** Begin RECORDS **
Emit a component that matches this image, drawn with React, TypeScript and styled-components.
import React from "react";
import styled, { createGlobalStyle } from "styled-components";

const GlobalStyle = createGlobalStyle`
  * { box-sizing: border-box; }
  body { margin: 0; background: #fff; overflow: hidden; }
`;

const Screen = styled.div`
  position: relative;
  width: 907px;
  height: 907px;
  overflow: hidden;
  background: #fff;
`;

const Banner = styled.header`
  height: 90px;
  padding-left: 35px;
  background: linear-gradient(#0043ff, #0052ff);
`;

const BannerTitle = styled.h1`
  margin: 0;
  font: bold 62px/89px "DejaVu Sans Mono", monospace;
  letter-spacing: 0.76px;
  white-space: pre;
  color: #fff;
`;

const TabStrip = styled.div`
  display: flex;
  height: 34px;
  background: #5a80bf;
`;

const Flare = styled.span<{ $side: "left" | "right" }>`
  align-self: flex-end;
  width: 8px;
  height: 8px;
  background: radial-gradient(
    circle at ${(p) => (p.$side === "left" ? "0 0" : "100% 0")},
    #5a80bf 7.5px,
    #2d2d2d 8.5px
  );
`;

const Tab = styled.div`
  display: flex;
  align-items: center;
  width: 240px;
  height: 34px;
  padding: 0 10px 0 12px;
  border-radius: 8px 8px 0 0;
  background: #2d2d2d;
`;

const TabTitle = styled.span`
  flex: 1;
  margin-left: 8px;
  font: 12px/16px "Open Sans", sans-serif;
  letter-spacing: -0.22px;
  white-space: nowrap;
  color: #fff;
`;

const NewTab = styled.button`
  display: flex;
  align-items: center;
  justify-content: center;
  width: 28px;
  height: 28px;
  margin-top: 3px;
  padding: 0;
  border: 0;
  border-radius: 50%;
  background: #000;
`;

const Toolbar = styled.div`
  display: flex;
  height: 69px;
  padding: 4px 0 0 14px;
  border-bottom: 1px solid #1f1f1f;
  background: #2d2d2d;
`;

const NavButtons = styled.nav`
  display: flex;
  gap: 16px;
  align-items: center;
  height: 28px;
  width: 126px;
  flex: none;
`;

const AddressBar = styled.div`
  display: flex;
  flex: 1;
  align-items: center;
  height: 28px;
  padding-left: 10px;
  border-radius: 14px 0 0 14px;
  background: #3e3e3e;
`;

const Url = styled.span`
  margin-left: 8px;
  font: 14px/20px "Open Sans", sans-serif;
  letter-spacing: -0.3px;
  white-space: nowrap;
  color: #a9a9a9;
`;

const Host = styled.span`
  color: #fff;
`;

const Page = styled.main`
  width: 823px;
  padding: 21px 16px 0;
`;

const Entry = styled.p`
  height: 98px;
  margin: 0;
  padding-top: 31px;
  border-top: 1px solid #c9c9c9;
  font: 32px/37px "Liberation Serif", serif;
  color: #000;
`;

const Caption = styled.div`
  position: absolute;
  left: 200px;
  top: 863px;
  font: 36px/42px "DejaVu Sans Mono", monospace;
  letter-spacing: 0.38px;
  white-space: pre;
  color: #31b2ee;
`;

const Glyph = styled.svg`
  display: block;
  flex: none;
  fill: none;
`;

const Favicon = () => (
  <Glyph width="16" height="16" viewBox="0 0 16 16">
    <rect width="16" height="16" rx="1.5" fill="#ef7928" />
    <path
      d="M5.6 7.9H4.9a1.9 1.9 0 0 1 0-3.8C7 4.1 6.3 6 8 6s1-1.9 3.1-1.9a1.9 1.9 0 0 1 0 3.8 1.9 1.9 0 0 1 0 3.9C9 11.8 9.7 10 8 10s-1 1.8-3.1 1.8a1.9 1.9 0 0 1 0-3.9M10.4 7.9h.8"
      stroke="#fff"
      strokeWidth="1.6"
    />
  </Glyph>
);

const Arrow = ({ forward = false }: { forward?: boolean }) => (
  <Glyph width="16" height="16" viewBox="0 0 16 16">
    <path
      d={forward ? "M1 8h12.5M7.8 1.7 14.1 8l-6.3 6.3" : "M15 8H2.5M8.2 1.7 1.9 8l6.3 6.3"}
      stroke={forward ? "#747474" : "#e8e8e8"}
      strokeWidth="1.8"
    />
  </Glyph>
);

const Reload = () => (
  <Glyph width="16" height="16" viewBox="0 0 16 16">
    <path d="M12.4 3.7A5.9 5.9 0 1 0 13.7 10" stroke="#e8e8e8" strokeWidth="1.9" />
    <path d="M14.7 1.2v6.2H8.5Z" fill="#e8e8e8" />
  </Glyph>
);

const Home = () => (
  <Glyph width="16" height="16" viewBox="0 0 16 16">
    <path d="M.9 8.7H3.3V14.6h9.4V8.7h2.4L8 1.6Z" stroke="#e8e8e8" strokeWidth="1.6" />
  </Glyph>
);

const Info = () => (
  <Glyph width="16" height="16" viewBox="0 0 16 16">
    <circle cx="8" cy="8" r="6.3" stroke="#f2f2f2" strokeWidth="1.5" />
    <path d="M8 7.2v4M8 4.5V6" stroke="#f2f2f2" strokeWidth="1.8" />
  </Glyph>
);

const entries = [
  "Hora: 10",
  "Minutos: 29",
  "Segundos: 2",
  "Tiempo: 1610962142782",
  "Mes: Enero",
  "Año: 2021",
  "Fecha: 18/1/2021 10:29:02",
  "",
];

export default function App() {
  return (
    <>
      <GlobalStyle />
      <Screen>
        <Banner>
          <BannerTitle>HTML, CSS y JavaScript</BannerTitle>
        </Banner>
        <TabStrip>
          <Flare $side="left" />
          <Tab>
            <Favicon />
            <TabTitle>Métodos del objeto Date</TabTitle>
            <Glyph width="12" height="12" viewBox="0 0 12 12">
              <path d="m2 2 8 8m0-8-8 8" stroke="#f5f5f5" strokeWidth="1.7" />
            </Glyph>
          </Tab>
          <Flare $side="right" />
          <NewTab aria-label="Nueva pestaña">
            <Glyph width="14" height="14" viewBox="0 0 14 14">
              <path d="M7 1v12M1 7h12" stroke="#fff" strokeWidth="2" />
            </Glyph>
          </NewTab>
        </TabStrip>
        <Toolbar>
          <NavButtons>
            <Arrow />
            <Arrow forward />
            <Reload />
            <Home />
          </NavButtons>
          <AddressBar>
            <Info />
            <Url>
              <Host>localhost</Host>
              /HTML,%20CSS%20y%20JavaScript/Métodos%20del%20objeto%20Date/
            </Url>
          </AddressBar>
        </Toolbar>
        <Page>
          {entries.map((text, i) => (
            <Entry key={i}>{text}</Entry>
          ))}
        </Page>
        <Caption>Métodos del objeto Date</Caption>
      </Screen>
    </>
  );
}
** End RECORDS **
** Begin RECORDS **
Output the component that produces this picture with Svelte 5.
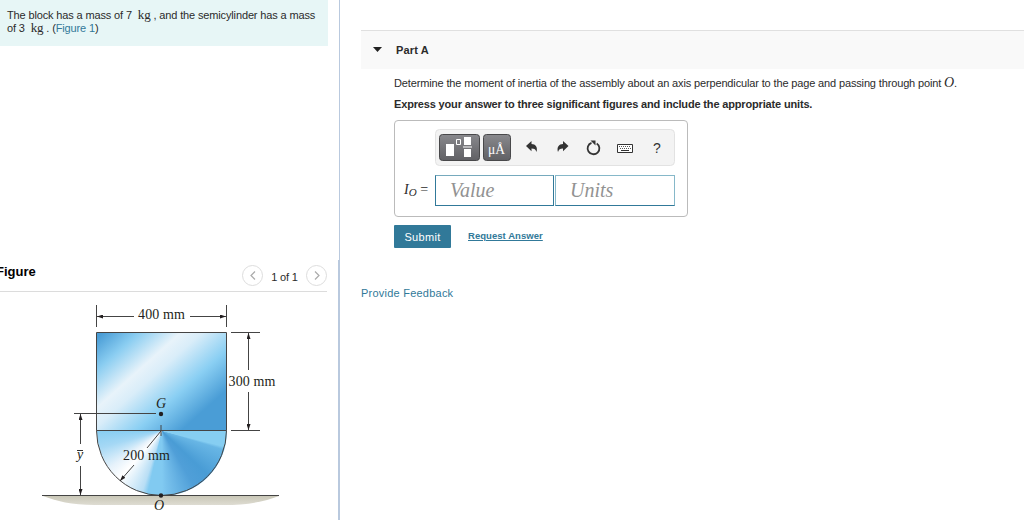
** End RECORDS **
** Begin RECORDS **
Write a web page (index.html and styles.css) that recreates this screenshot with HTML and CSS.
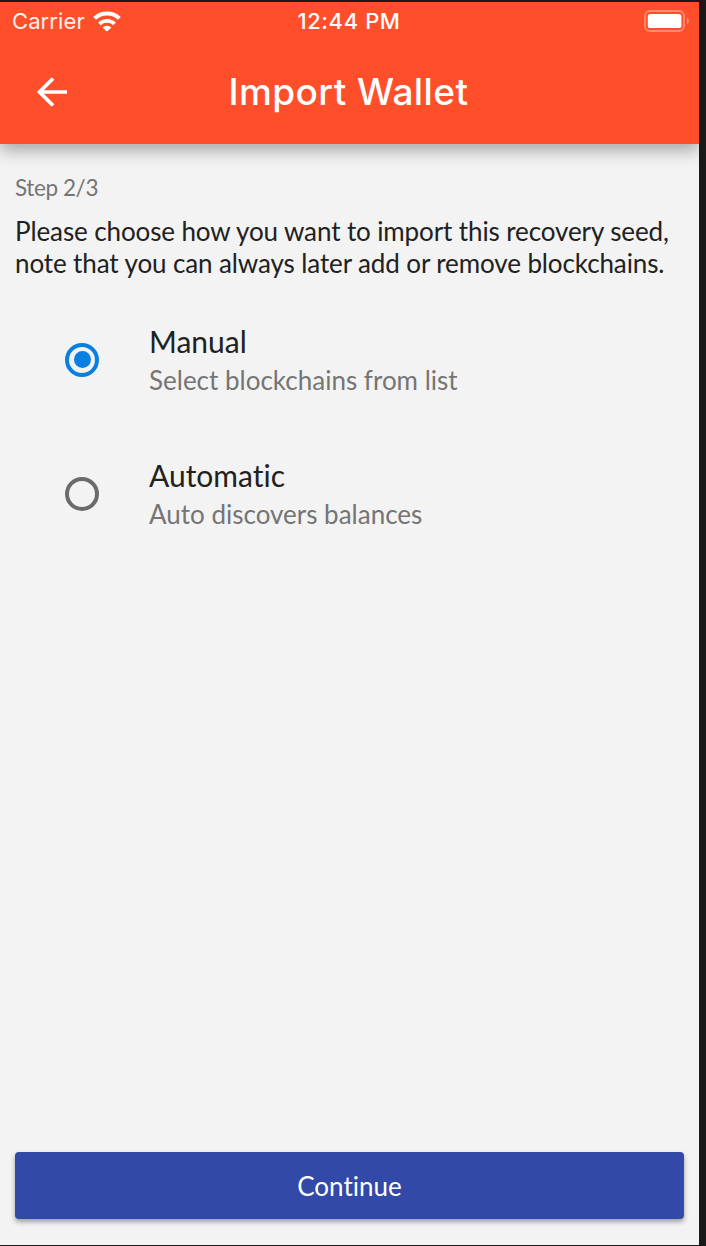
** End RECORDS **
**WORK TO BE COMPLETED:** Tally the lines holding the string "React" and give only the count.

**EXPECTED ANSWER:** 2